Смех и уверения Елены заставляют его признать свою ошибку и несправедливое обвинение, но в его несколько холодном: «Коли так-с, извините!» слышится и сомнение, и желание поверить словам Елены. Мимолетная ласка Елены возвращает ему покой и веру. Его собственная душевная чистота не допускает фальши, притворства, лжи.
Медленно расплывается широкая улыбка на лице Собольщикова-Самарина, с радостным облегчением говорит он: «Вот все и свалилось! Вы все можете – и погубить и осчастливить человека!»
Кульминация роли – 4-е действие. Восторженно, на вид счастливый муж Андрей – Собольщиков вносит на руках Елену. На мгновение зритель приятно обманут, видя его радостное лицо, но дальнейшая сцена разрушает это ощущение. Холодность, отчужденность Елены вызывают раздражение в Андрее: «Что же это, насмешка-с? Нет-с, уж лучше не дразните меня и не играйте со мною… Другой раз заиграете, так, пожалуй, и не отыграетесь от меня», – угрожающе звучали эти слова у Собольщикова-Самарина. Он властно требует объяснения. Все сильнее, все горячее ведет эту сцену Собольщиков-Самарин. Долго сдерживаемая страсть прорывается. Оскорбленный незаслуженным презрением Елены, он кричит: «…я вам душу, душу отдал-с… Понимаете ли, душу отдал…» На вопрос Елены: «К чему этот разговор?» – он после небольшой паузы, как бы обдумывая, умеряя свой гнев, говорит: «А вот к чему-с…»
Весь дальнейший монолог Собольщиков-Самарин говорил взволнованно, но решительно и твердо: «…довольно дурака-то корчить! Я теперь займусь своим купеческим делом, а вы живите, как знаете, я вам мешать не буду. Уж на вашу половину я проситься больше не стану, а если вы, паче чаяния, почувствуете ко мне расположение, так милости просим ко мне, на мою-с».

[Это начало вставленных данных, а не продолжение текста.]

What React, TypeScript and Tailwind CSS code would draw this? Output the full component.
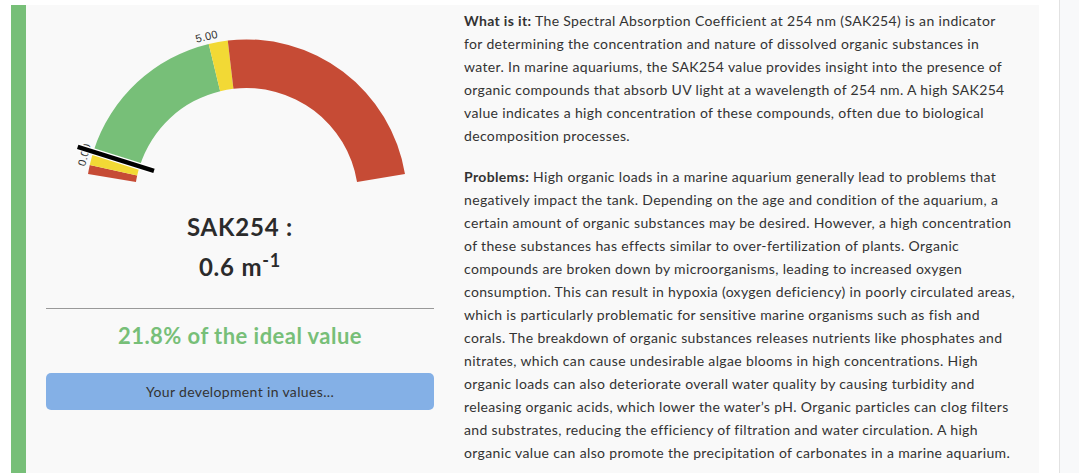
import React from "react";

// Gauge geometry (local svg coords). Angles are measured from the left horizontal, clockwise over the top.
const CX = 200.5;
const CY = 195;
const R_OUT = 160.6;
const R_IN = 112;

const pt = (rad: number, deg: number): [number, number] => {
  const a = (deg * Math.PI) / 180;
  return [CX - rad * Math.cos(a), CY - rad * Math.sin(a)];
};

const arcPath = (a1: number, a2: number) => {
  const [x1, y1] = pt(R_OUT, a1);
  const [x2, y2] = pt(R_OUT, a2);
  const [x3, y3] = pt(R_IN, a2);
  const [x4, y4] = pt(R_IN, a1);
  const large = a2 - a1 > 180 ? 1 : 0;
  return `M${x1},${y1} A${R_OUT},${R_OUT} 0 ${large} 1 ${x2},${y2} L${x3},${y3} A${R_IN},${R_IN} 0 ${large} 0 ${x4},${y4} Z`;
};

const SEGMENTS = [
  { from: 9.3, to: 12.6, color: "#c64b35" },
  { from: 12.6, to: 17.8, color: "#f2d935" },
  { from: 17.8, to: 76.4, color: "#77bf78" },
  { from: 76.4, to: 83.3, color: "#f2d935" },
  { from: 83.3, to: 170.7, color: "#c64b35" },
];

function Label({ text, angle }: { text: string; angle: number }) {
  const [x, y] = pt(R_OUT + 4, angle);
  return (
    <text
      x={x}
      y={y}
      textAnchor="middle"
      fontSize={11}
      fill="#333"
      fontFamily="'Liberation Sans', Arial, sans-serif"
      transform={`rotate(${-(90 - angle)} ${x} ${y})`}
    >
      {text}
    </text>
  );
}

function Gauge() {
  const needle = 17.5;
  const [nx1, ny1] = pt(97, needle);
  const [nx2, ny2] = pt(177, needle);
  return (
    <svg width={388} height={202} className="block">
      {SEGMENTS.map((s) => (
        <path key={s.from} d={arcPath(s.from, s.to)} fill={s.color} />
      ))}
      <Label text="5.00" angle={76.3} />
      <Label text="0.00" angle={15.6} />
      <line x1={nx1} y1={ny1} x2={nx2} y2={ny2} stroke="#fff" strokeWidth={7} />
      <line x1={nx1} y1={ny1} x2={nx2} y2={ny2} stroke="#000" strokeWidth={4.5} />
    </svg>
  );
}

const WHAT = [
  "for determining the concentration and nature of dissolved organic substances in",
  "water. In marine aquariums, the SAK254 value provides insight into the presence of",
  "organic compounds that absorb UV light at a wavelength of 254 nm. A high SAK254",
  "value indicates a high concentration of these compounds, often due to biological",
  "decomposition processes.",
];

const PROBLEMS = [
  "negatively impact the tank. Depending on the age and condition of the aquarium, a",
  "certain amount of organic substances may be desired. However, a high concentration",
  "of these substances has effects similar to over-fertilization of plants. Organic",
  "compounds are broken down by microorganisms, leading to increased oxygen",
  "consumption. This can result in hypoxia (oxygen deficiency) in poorly circulated areas,",
  "which is particularly problematic for sensitive marine organisms such as fish and",
  "corals. The breakdown of organic substances releases nutrients like phosphates and",
  "nitrates, which can cause undesirable algae blooms in high concentrations. High",
  "organic loads can also deteriorate overall water quality by causing turbidity and",
  "releasing organic acids, which lower the water\u2019s pH. Organic particles can clog filters",
  "and substrates, reducing the efficiency of filtration and water circulation. A high",
  "organic value can also promote the precipitation of carbonates in a marine aquarium.",
];

function Lines({ lines }: { lines: string[] }) {
  return (
    <>
      {lines.map((l) => (
        <span key={l} className="block whitespace-nowrap">
          {l}
        </span>
      ))}
    </>
  );
}

export default function App() {
  return (
    <div className="flex h-[473px] overflow-hidden bg-white font-['Lato',sans-serif] tracking-[0.35px] text-[#333]">
      <div className="flex-1 pl-[11px] pr-[20px] pt-[5px]">
        <div className="flex h-full border-l-[15px] border-[#77bf78] bg-[#f9f9f9]">
          <div className="w-[388px] ml-[20px] flex flex-col">
            <Gauge />
            <div className="text-center text-[24px] font-bold leading-[40px] tracking-[0.8px] text-[#2b2b2b]">
              <div>SAK254 :</div>
              <div>
                0.6 m<sup className="text-[18px]">-1</sup>
              </div>
            </div>
            <hr className="mt-[21px] border-t border-[#999]" />
            <div className="mt-[12px] text-center text-[22px] font-bold leading-[30px] tracking-[0.45px] text-[#77bf78]">
              21.8% of the ideal value
            </div>
            <button className="mt-[22px] h-[37px] rounded-[5px] bg-[#84b0e6] text-[14px] text-[#333]">
              Your development in values...
            </button>
          </div>
          <div className="ml-[30px] pt-[4px] text-[14px] leading-[23px]">
            <p>
              <span className="block whitespace-nowrap">
                <b>What is it:</b> The Spectral Absorption Coefficient at 254 nm (SAK254) is an indicator
              </span>
              <Lines lines={WHAT} />
            </p>
            <p className="mt-[18px]">
              <span className="block whitespace-nowrap">
                <b>Problems:</b> High organic loads in a marine aquarium generally lead to problems that
              </span>
              <Lines lines={PROBLEMS} />
            </p>
          </div>
        </div>
      </div>
      <div className="w-[20px] border-l border-[#e2e2e2] bg-[#f8f9fa]" />
    </div>
  );
}
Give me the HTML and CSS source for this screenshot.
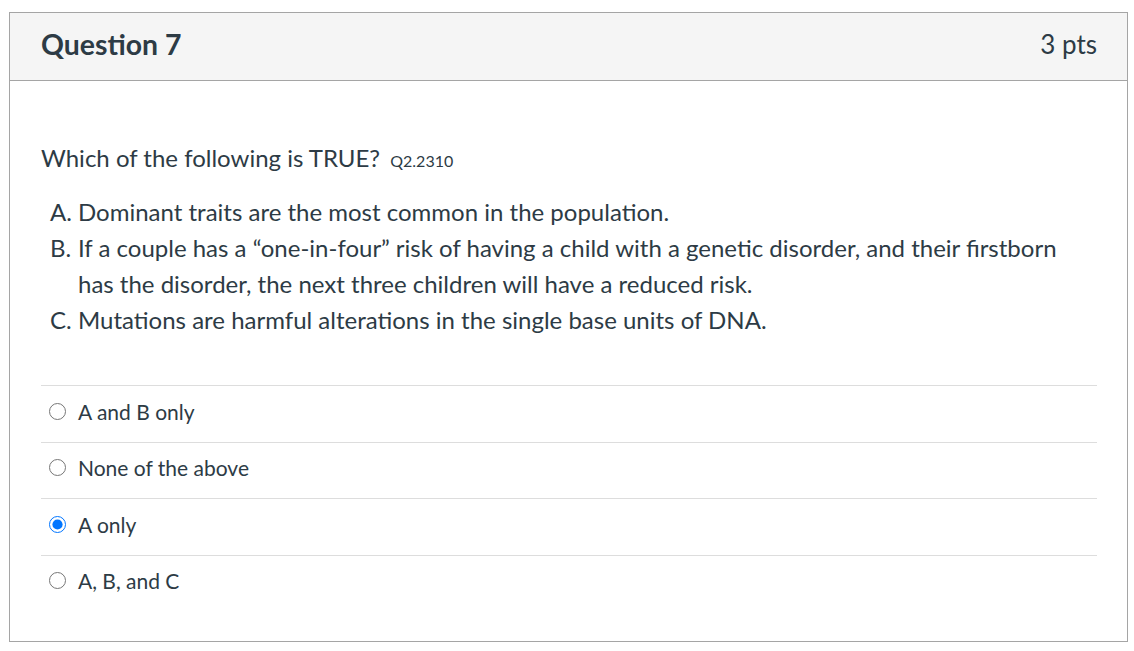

В сцене с отцом Андрей Собольщикова-Самарина появляется перед зрителем в новом свете. Когда отец говорит Андрею о неминуемом разорении, он весь преображается. Слова Гаврилы Пантелеича: «До того дошло, что хоть прикончить фабрику-то…» – отрезвляют Андрея, в нем просыпается купец, делец: «Нет, как можно-с, дело миллионное! Для вас все суета, а я – человек молодой, я жить хочу». Здесь Собольщиков-Самарин вскрывал социальную сущность Андрея Белугина. Собольщиков-Самарин в подтексте говорит: «Да, мой Андрюша нежный, благородный человек, но он прежде всего купец, знающий цену деньгам, умеющий их нажить; он не допустит разорения, не позволит даже отцу разорить себя, так как по-купечески верит в могущество и власть денег».
Учтя настроение Андрея, отец подкрепляет его сердечным тоном. Растроганный Андрей говорит: «Вы меня за самое сердце задели, а я – русский человек: так в таком разе могу все, что для меня дорогого, сейчас пополам да надвое». Это душевное свойство, готовность на всякие жертвы в нужный момент с большой яркостью доносил Собольщиков-Самарин. Оставшись один, после ухода отца, Андрей размышляет, взвешивает все обстоятельства и приходит к твердому, непоколебимому решению: «Барином мне не быть, так хоть купцом-то остаться порядочным». Прилив энергии, непреклонная воля чувствовались во всех движениях в голосе Собольщикова-Самарина, и публика верила, что такой человек не отступит от принятого решения.
Наступает последнее, решительное объяснение с Еленой. После ухода Агишина, увидя рыдающую жену, Собольщиков тихо подходил к ней, говорил внешне спокойно, твердо, даже деловито: «Вы плачете, может быть, оттого, что себе стеснение чувствуете, так я вам свободу дам-с! Да и мне она нужна». Андрей Собольщикова-Самарина не упрекает Елену и не стремится вызвать в ней жалость к себе, хотя слова монолога дают к тому повод, и всякий другой актер, менее чуткий и с меньшим вкусом, не удержался бы от этого. Весь монолог в его исполнении пронизан деликатностью, благородством, глубокой человечностью. Только в конце вспышка дикой ревности, клокочущий гнев вырываются наружу. «Я убью вас, его… Я дом зажгу и сам в огонь брошусь!..» – с каким-то отчаянием выкрикивал Собольщиков-Самарин. Потом, несколько опомнившись, тише, почти устало, но не требуя, не прося сочувствия: «…Ради бога, пожалейте вы меня и себя…» И потом твердо, приказывая: «Собирайтесь – и бог с вами! Прощайте!»